> [Problem statement]:
What number of lines hold the word "this"? State that number and nothing besides.

> [Source records]:
....................

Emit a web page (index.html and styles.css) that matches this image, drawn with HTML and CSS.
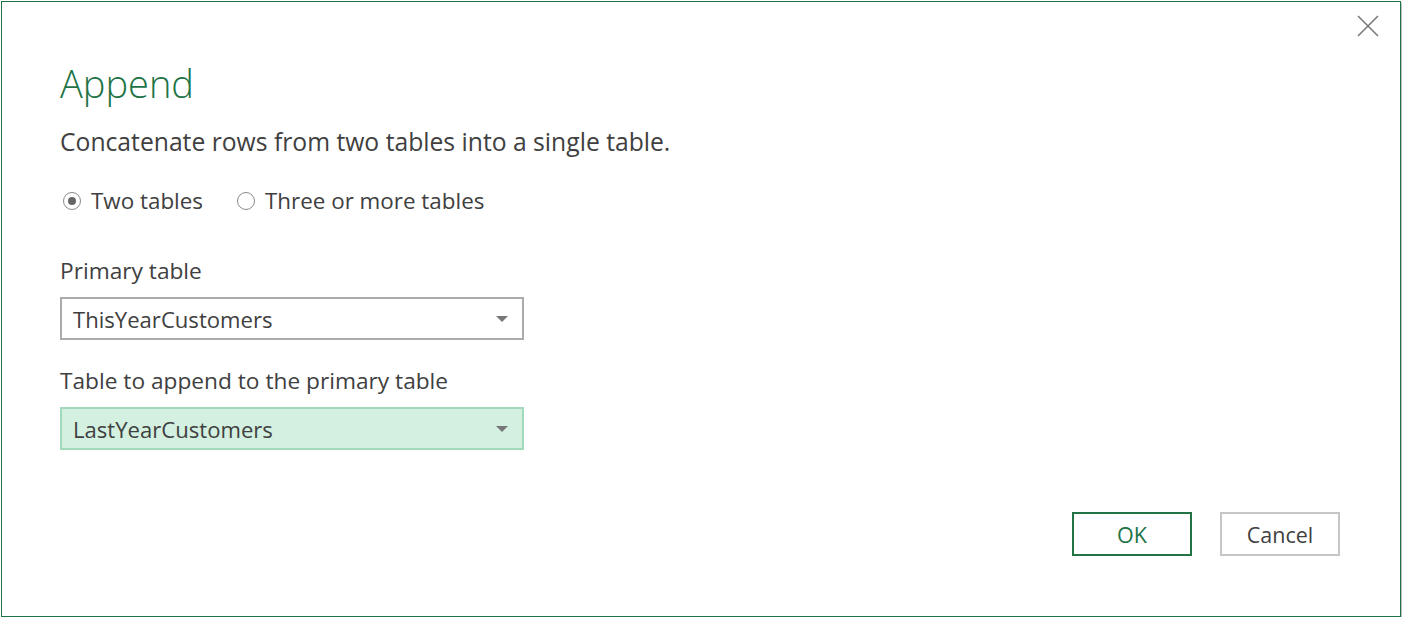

....................

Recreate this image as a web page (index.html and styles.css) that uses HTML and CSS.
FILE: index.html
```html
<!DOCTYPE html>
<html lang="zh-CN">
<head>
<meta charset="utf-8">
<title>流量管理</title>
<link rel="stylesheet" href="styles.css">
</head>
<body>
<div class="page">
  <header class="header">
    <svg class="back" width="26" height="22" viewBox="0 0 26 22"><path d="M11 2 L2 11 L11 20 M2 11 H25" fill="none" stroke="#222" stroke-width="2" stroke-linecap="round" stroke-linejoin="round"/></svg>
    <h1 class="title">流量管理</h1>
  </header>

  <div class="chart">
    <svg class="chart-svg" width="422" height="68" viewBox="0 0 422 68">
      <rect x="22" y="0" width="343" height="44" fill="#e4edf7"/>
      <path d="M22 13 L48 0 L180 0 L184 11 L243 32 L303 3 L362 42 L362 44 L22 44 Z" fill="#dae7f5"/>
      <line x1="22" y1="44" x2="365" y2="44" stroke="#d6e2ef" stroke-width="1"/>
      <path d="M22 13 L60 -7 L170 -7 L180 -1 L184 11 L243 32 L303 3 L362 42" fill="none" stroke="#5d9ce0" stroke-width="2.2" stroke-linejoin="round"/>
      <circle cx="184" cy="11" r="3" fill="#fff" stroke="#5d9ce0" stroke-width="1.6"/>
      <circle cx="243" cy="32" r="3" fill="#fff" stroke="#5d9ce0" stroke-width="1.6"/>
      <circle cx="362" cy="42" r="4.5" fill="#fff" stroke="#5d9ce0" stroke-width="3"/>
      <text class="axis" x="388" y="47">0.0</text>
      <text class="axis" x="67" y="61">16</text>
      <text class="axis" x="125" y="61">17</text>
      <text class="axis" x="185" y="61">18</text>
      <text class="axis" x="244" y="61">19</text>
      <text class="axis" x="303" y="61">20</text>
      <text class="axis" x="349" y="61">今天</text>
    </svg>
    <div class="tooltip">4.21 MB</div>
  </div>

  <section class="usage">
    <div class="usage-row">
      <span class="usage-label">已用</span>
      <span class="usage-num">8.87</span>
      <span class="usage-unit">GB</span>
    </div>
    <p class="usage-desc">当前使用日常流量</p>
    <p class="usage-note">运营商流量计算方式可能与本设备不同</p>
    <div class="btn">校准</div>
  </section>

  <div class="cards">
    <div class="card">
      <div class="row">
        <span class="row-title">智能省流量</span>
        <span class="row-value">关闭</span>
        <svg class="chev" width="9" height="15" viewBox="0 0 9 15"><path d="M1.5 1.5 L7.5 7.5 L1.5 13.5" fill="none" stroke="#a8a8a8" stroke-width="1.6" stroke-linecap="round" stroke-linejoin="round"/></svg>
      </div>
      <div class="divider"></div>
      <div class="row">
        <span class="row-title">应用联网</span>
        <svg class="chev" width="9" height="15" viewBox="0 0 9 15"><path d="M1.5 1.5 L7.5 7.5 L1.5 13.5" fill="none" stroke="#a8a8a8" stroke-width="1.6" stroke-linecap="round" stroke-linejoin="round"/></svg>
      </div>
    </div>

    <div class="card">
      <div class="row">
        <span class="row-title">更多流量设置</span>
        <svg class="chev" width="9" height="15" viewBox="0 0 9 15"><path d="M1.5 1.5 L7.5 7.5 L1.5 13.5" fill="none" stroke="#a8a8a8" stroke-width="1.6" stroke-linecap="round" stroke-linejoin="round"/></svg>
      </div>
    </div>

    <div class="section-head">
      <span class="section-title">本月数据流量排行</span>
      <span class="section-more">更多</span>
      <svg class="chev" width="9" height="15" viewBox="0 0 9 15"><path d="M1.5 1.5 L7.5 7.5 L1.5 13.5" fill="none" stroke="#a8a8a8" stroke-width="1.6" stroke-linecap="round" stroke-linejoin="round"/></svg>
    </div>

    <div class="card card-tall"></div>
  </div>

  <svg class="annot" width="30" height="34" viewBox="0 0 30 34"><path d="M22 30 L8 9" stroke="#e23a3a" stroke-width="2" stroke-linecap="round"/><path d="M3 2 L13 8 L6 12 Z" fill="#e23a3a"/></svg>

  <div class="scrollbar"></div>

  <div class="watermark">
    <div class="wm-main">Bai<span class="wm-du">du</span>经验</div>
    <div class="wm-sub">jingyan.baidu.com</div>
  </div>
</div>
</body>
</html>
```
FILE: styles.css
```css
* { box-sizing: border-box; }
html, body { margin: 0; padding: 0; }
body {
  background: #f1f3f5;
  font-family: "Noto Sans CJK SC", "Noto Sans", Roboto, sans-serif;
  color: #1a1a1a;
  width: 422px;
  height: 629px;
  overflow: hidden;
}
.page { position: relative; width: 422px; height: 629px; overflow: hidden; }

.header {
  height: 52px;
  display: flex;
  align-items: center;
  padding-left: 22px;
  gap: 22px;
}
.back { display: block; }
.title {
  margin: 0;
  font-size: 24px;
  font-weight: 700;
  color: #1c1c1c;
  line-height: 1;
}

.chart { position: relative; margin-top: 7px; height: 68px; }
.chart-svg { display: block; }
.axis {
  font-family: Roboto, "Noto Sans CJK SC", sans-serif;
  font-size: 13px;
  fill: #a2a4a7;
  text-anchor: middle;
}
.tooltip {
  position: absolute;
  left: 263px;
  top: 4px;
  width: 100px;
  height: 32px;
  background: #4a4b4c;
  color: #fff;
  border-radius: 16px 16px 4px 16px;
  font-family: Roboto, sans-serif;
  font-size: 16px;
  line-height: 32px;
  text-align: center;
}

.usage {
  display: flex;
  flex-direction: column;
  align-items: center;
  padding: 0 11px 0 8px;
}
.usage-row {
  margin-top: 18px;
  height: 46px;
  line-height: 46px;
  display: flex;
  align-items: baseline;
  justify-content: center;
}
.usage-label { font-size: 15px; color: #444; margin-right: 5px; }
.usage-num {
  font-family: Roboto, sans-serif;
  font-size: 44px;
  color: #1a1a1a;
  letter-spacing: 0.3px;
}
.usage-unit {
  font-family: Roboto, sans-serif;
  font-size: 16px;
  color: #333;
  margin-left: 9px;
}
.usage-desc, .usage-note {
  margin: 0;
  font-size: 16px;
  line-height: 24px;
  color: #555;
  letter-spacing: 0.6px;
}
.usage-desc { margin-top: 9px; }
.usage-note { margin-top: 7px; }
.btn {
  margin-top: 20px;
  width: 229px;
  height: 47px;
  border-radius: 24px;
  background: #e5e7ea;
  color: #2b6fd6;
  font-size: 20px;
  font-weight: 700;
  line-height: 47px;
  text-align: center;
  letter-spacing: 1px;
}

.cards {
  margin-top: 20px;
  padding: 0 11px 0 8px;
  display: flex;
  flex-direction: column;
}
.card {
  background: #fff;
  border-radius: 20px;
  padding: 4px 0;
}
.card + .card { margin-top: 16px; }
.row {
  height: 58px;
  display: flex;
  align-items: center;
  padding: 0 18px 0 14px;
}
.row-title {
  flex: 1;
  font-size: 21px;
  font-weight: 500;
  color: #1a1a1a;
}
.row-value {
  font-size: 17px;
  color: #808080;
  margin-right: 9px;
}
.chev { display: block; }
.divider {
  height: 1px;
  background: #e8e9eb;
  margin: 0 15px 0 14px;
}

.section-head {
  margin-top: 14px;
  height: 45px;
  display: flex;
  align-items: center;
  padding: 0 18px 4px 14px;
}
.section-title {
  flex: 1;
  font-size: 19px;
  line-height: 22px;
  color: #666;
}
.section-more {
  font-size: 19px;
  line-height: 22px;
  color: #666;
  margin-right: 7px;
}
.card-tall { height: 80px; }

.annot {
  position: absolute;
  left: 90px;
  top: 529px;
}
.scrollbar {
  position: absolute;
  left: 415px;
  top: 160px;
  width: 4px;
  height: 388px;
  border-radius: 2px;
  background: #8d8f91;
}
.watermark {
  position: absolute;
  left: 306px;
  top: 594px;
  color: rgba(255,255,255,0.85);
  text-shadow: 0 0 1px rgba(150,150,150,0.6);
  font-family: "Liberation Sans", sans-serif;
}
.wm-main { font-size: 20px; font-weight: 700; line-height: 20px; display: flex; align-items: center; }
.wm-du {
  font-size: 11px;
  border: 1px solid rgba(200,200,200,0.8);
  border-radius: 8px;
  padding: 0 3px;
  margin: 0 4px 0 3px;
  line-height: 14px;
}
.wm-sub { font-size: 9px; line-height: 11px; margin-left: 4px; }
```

....................

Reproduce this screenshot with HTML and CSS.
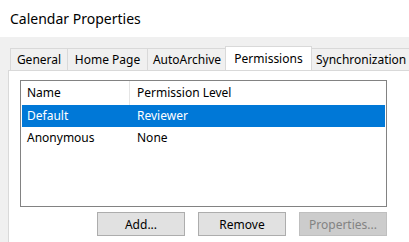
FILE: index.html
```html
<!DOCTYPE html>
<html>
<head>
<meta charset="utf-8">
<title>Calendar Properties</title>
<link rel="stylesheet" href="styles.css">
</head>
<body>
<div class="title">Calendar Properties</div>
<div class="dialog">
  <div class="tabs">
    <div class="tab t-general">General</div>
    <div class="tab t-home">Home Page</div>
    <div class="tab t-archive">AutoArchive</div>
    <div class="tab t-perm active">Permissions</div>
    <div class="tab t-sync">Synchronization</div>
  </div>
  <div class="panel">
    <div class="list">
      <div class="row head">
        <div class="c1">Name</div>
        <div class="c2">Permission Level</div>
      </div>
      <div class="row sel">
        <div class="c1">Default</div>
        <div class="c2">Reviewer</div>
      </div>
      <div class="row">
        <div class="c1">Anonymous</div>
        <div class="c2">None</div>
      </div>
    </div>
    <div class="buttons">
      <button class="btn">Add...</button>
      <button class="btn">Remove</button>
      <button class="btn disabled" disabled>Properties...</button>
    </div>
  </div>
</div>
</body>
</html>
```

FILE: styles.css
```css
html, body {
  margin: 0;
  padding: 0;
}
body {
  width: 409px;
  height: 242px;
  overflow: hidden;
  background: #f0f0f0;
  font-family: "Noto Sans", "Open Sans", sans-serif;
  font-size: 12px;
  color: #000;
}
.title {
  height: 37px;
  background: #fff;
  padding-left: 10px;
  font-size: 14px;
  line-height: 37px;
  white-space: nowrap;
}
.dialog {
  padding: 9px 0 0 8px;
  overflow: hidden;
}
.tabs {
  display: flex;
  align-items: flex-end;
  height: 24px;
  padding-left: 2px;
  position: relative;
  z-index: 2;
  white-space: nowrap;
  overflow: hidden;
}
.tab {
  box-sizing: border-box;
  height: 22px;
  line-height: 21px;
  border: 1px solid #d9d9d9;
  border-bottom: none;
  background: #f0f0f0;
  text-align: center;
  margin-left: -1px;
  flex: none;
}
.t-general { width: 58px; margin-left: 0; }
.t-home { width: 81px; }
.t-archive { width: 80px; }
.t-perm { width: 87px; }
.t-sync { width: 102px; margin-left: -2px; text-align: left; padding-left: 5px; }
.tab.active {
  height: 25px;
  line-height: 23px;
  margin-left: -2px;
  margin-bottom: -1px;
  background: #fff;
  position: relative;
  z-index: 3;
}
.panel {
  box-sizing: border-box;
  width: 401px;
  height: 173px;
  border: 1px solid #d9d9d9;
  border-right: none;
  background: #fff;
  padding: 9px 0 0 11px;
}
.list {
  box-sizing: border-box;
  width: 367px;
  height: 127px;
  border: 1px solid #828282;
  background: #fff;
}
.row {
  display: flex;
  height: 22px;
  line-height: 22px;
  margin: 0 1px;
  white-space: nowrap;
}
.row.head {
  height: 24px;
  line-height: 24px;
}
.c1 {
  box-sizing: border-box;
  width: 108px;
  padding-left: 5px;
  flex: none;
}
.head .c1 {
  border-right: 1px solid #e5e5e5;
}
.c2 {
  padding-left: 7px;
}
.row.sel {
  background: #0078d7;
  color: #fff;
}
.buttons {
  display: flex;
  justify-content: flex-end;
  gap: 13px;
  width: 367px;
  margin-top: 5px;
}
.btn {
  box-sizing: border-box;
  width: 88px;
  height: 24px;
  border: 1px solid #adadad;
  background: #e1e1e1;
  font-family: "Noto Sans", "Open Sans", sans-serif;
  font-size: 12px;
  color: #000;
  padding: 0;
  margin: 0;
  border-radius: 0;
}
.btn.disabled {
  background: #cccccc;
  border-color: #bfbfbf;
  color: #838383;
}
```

....................

> [The output]:
3